18th-century Spanish mission in Baja California, Mexico

Mission Santa María de los Ángeles was the last of the missions established by the Jesuits in Baja California, Mexico, in 1767. The mission was named after Saint Maria of the Angels, as well as after Maria Ana Antonia Luisa de Borja-Centelles y Fernández de Córdoba, Duchess of Gandía, who donated money to the Baja California missions in 1747.

==History==
The site chosen was the Cochimí settlement of Cabujakaamung, also spelled as Kabujakaamung or Cabuja-Camang ("arroyo of crags"), west of Bahía San Luis Gonzaga near the Gulf of California coast, about 22 kilometers east of Rancho Santa Inés, and south of Cataviña.

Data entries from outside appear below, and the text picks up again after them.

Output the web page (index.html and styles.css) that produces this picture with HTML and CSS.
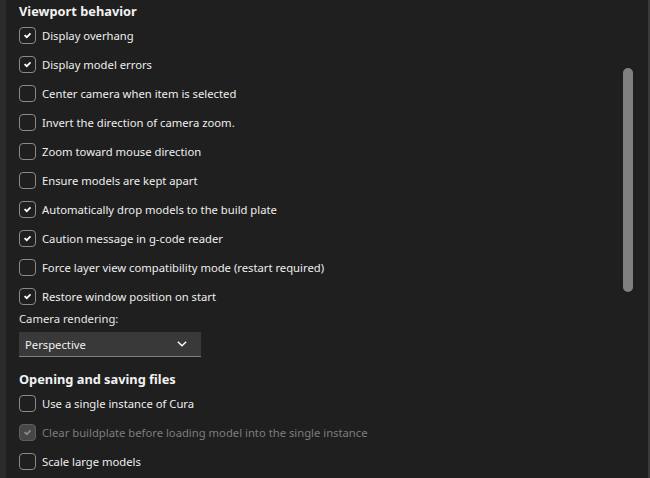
FILE: index.html
```html
<!DOCTYPE html>
<html>
<head>
<meta charset="utf-8">
<link rel="stylesheet" href="styles.css">
</head>
<body>
<div class="page">
  <div class="content">
    <div class="heading">Viewport behavior</div>
    <div class="row"><span class="box on"><svg viewBox="0 0 17 17"><path d="M5.9 8.7 L7.7 10.4 L11.2 6.8"/></svg></span><span class="label">Display overhang</span></div>
    <div class="row"><span class="box on"><svg viewBox="0 0 17 17"><path d="M5.9 8.7 L7.7 10.4 L11.2 6.8"/></svg></span><span class="label">Display model errors</span></div>
    <div class="row"><span class="box"></span><span class="label">Center camera when item is selected</span></div>
    <div class="row"><span class="box"></span><span class="label">Invert the direction of camera zoom.</span></div>
    <div class="row"><span class="box"></span><span class="label">Zoom toward mouse direction</span></div>
    <div class="row"><span class="box"></span><span class="label">Ensure models are kept apart</span></div>
    <div class="row"><span class="box on"><svg viewBox="0 0 17 17"><path d="M5.9 8.7 L7.7 10.4 L11.2 6.8"/></svg></span><span class="label">Automatically drop models to the build plate</span></div>
    <div class="row"><span class="box on"><svg viewBox="0 0 17 17"><path d="M5.9 8.7 L7.7 10.4 L11.2 6.8"/></svg></span><span class="label">Caution message in g-code reader</span></div>
    <div class="row"><span class="box"></span><span class="label">Force layer view compatibility mode (restart required)</span></div>
    <div class="row"><span class="box on"><svg viewBox="0 0 17 17"><path d="M5.9 8.7 L7.7 10.4 L11.2 6.8"/></svg></span><span class="label">Restore window position on start</span></div>
    <div class="field-label">Camera rendering:</div>
    <div class="select"><span>Perspective</span><svg class="chev" viewBox="0 0 10 6"><path d="M0.8 0.8 L5 4.8 L9.2 0.8"/></svg></div>
    <div class="heading second">Opening and saving files</div>
    <div class="row"><span class="box"></span><span class="label">Use a single instance of Cura</span></div>
    <div class="row disabled"><span class="box on"><svg viewBox="0 0 17 17"><path d="M5.9 8.7 L7.7 10.4 L11.2 6.8"/></svg></span><span class="label">Clear buildplate before loading model into the single instance</span></div>
    <div class="row"><span class="box"></span><span class="label">Scale large models</span></div>
  </div>
  <div class="scrollbar"></div>
</div>
</body>
</html>
```
FILE: styles.css
```css
html, body {
  margin: 0;
  padding: 0;
  height: 100%;
  overflow: hidden;
}
body {
  background: #1f1f1f;
  font-family: "Noto Sans", "Open Sans", sans-serif;
  color: #eeeeee;
  font-size: 11.25px;
}
.page {
  position: relative;
  height: 478px;
  box-sizing: border-box;
  border-left: 6px solid #2b2b2b;
  border-right: 2px solid #3a3a3a;
}
.content {
  padding-left: 13px;
  display: flex;
  flex-direction: column;
}
.heading {
  font-size: 12.8px;
  font-weight: 700;
  line-height: 19px;
  margin-top: 2px;
  color: #f2f2f2;
}
.heading.second {
  line-height: 20px;
  margin-top: 12px;
}
.row {
  height: 29px;
  display: flex;
  align-items: center;
}
.box {
  width: 17px;
  height: 17px;
  box-sizing: border-box;
  border: 1px solid #8a8a8a;
  border-radius: 4px;
  margin-right: 6px;
  flex: none;
  display: flex;
}
.box svg {
  width: 15px;
  height: 15px;
  margin: 0;
}
.box svg path {
  fill: none;
  stroke: #ffffff;
  stroke-width: 2;
  stroke-linecap: square;
}
.label {
  line-height: 15px;
  margin-top: -1px;
}
.disabled .box {
  background: #474747;
  border-color: #5e5e5e;
}
.disabled .box svg path {
  stroke: #8a8a8a;
}
.disabled .label {
  color: #7d7d7d;
}
.field-label {
  line-height: 15px;
  color: #e6e6e6;
}
.select {
  margin-top: 6px;
  width: 182px;
  height: 25px;
  box-sizing: border-box;
  background: #393939;
  border-bottom: 1px solid #808080;
  display: flex;
  align-items: center;
  justify-content: space-between;
  padding: 0 14px 0 6px;
  color: #f0f0f0;
}
.chev {
  width: 10px;
  height: 6px;
}
.chev path {
  fill: none;
  stroke: #ffffff;
  stroke-width: 1.4;
}
.scrollbar {
  position: absolute;
  left: 617px;
  top: 68px;
  width: 10px;
  height: 224px;
  border-radius: 5px;
  background: #808080;
}
```
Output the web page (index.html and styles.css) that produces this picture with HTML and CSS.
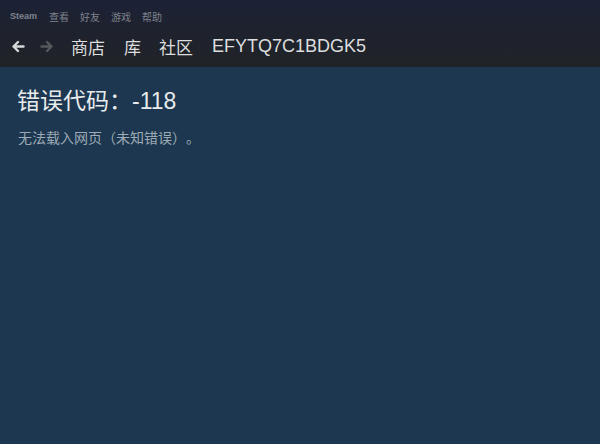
FILE: index.html
```html
<!DOCTYPE html>
<html lang="zh-CN">
<head>
<meta charset="utf-8">
<link rel="stylesheet" href="styles.css">
</head>
<body>
<header class="top">
  <nav class="menu">
    <span class="menu-item steam">Steam</span>
    <span class="menu-item">查看</span>
    <span class="menu-item">好友</span>
    <span class="menu-item">游戏</span>
    <span class="menu-item">帮助</span>
  </nav>
  <div class="nav">
    <span class="arrow back">
      <svg width="14" height="13" viewBox="0 0 14 13"><path d="M12.5 6.5H2.5 M7 2L2.5 6.5L7 11" fill="none" stroke="#d6d8da" stroke-width="2.4" stroke-linecap="round" stroke-linejoin="round"/></svg>
    </span>
    <span class="arrow fwd">
      <svg width="14" height="13" viewBox="0 0 14 13"><path d="M1.5 6.5H11.5 M7 2L11.5 6.5L7 11" fill="none" stroke="#55585d" stroke-width="2.4" stroke-linecap="round" stroke-linejoin="round"/></svg>
    </span>
    <span class="tab t-store">商店</span>
    <span class="tab t-lib">库</span>
    <span class="tab t-comm">社区</span>
    <span class="tab t-user">EFYTQ7C1BDGK5</span>
  </div>
</header>
<main class="content">
  <h1 class="err-title">错误代码：-118</h1>
  <p class="err-text">无法载入网页（未知错误）。</p>
</main>
</body>
</html>
```
FILE: styles.css
```css
html, body {
  margin: 0;
  padding: 0;
  width: 600px;
  height: 444px;
  overflow: hidden;
  background: #1c374f;
  font-family: "Liberation Sans", Arial, "Noto Sans CJK SC", sans-serif;
}
.top {
  height: 67px;
  background: linear-gradient(to bottom, #1b2236 0%, #1e2230 35%, #202326 100%);
  display: flex;
  flex-direction: column;
}
.menu {
  display: flex;
  align-items: center;
  height: 30px;
  padding-left: 10px;
  padding-top: 2px;
  box-sizing: border-box;
}
.menu-item {
  font-size: 10px;
  color: #7f838d;
  margin-right: 11px;
  font-family: "Noto Sans CJK SC", sans-serif;
}
.menu-item.steam {
  font-family: "Liberation Sans", Arial, sans-serif;
  font-weight: bold;
  font-size: 9px;
  margin-right: 12px;
}
.nav {
  display: flex;
  align-items: center;
  height: 32px;
  padding-left: 11px;
}
.arrow {
  display: flex;
  width: 14px;
  height: 13px;
}
.arrow.back { margin-right: 15px; }
.arrow.fwd { margin-right: 17px; }
.tab {
  font-size: 17px;
  color: #dcdedf;
  font-family: "Noto Sans CJK SC", sans-serif;
}
.t-store { margin-right: 19px; }
.t-lib { margin-right: 18px; }
.t-comm { margin-right: 19px; }
.t-user {
  font-family: "Liberation Sans", Arial, sans-serif;
  font-size: 18px;
}
.content {
  padding: 17px 17px 0 17px;
}
.err-title {
  margin: 0;
  font-weight: normal;
  font-size: 23px;
  line-height: 34px;
  color: #e8ebec;
  text-spacing-trim: space-all;
  font-family: "Liberation Sans", Arial, "Noto Sans CJK SC", sans-serif;
}
.err-text {
  margin: 10px 0 0 1px;
  font-size: 14px;
  line-height: 18px;
  color: #9eaab5;
  text-spacing-trim: space-all;
  font-family: "Noto Sans CJK SC", sans-serif;
}
```
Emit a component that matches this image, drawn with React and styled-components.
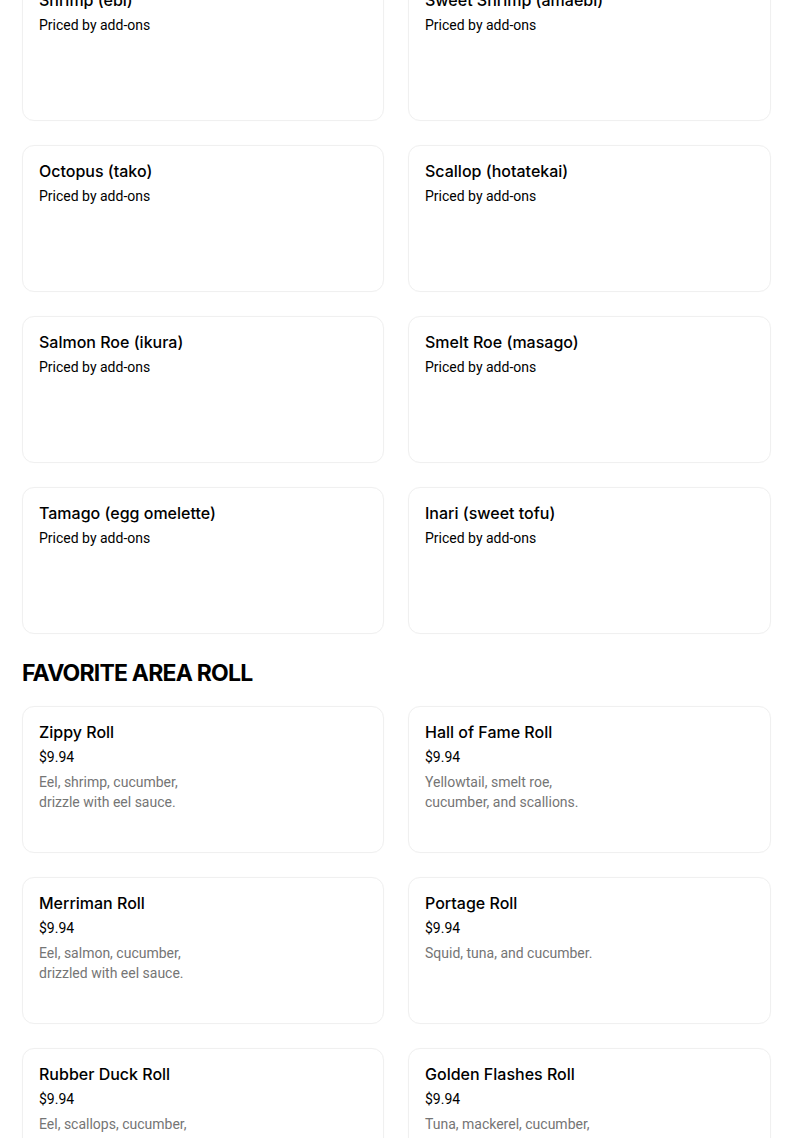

The mission site was visited by the Jesuit missionary-explorers Ferdinand Konščak and Wenceslaus Linck. Victoriano Arnés founded the mission in 1767 to replace the unsatisfactory site of Calamajué, which did not have good water sources, only months before the Jesuits were expelled from Baja California. After the Jesuit expulsion, the Franciscan order took control of the missions.

After the establishment of Mission San Fernando Velicatá in 1769, Santa María was reduced to the status of a visita, or subordinate mission station. The visita was abandoned in 1818 due to the lack of suitable land for crops and cattle. Ruined structural walls and rock corrals survive at the site.